The process described herein can be varied, in principle, by basing the control procedure on the basic varnish rather than on the hardener or cross-linking agent, as discussed above. It is also possible to introduce additionally a control of the entire throughflow quantities.
Since furthermore basic varnishes or hardener or cross-linking agents can display properties of the material which are different, dependent on the manner in which they are fed, this aspect can also be taken into account and included into the control operation by means of an additional measuring instrument. Before combining the basic varnishes and the curing agent, these components can be measured individually, and the thus-measured data can be fed via a computer unit to the metering element 6 which also considers these data when metering the basic varnish or the hardener or cross-linking agent.

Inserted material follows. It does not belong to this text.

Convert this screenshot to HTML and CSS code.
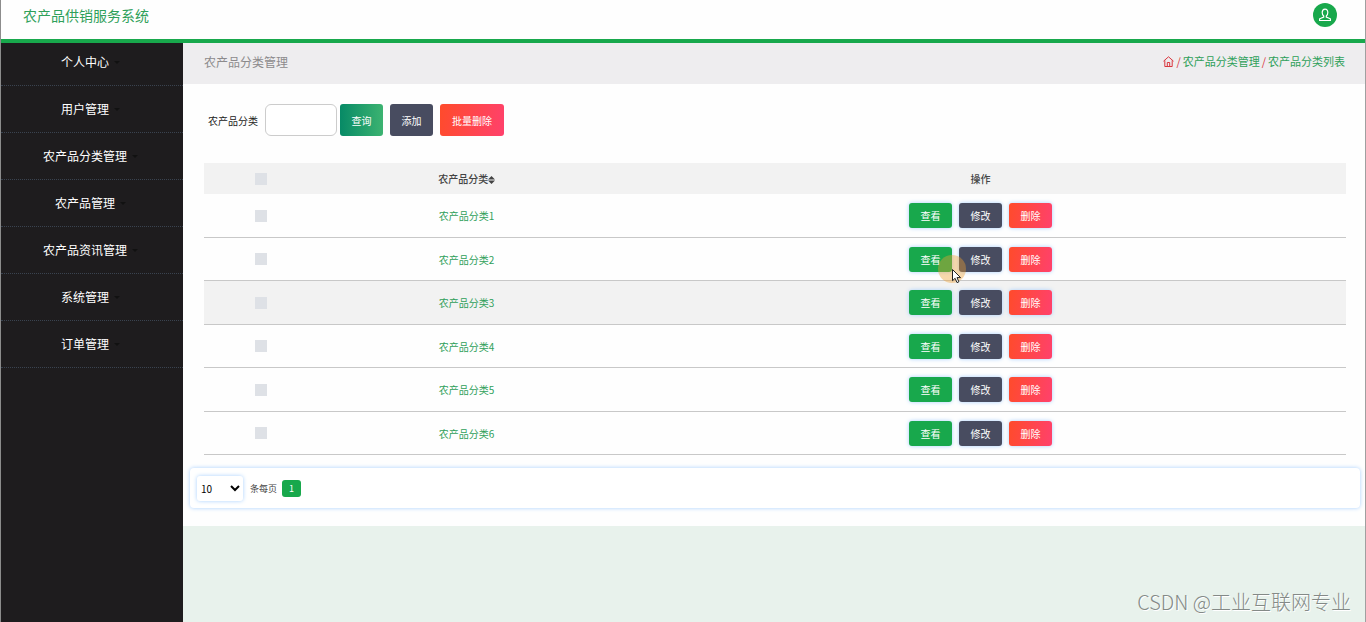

Measurable properties of the material useful for controlling the metering procedure are, in particular, the electric conductivity and the dielectric constant of the material mixture. FIGS. 2 and 3 show the adequately linear correlation between the electric conductivity ρ and the dielectric constant ε, determined by experiments, and the proportion of the hardener or cross-linking agent component in the mixture of materials.
All conventional methods for measuring the electric conductivity and the dielectric constant are suitable for the practical detection of the measuring variables by means of measuring devices, but especially advantageous are compensating methods according to the measuring bridge principle. The mixture of materials flows through a measuring cell connected into an alternating-current bridge along the lines of a Wheatstone bridge. The measuring cells employed are measuring cells for determining the conductivity or the dielectric constant and are of a conventional construction. The bridge can be tuned by making the bridge output signal equal to zero once the electric conductivity ρ or the dielectric constant ε of the mixture of materials assumes the value corresponding to a certain, desired mixing ratio of the two components. A change in the mixing ratio results in a change in the electric conductivity ρ or the dielectric constant ε, and thus ensues a change of the bridge output signal which then becomes different from zero. The decision on the direction in which the change in mixing ratio is taking place can be detected, from the viewpoint of measuring technology, for example, by measuring the relative phase position of input signal and output signal, since this phase position is subject to a rotation by 180° with a suitable design of the bridge, in the range of the bridge compensation or tuning step.
For a two-component varnish, FIG. 4 shows an example in a diagram, plotting the bridge output signal of an arrangement for measuring the dielectric constant ε over the hardener or cross-linking agent proportion of the mixture. The processing directions require a mixing ratio of basic varnish to hardener or cross-linking agent of 2:1 with a tolerance of ±10% of the proportion of curing agent.
The output signal of the bridge, dependent on the mixing ratio of the two components, is present in the form of an electric voltage and is suitable directly or indirectly, after any desired conversion, for controlling a regulatable metering element of any desired kind.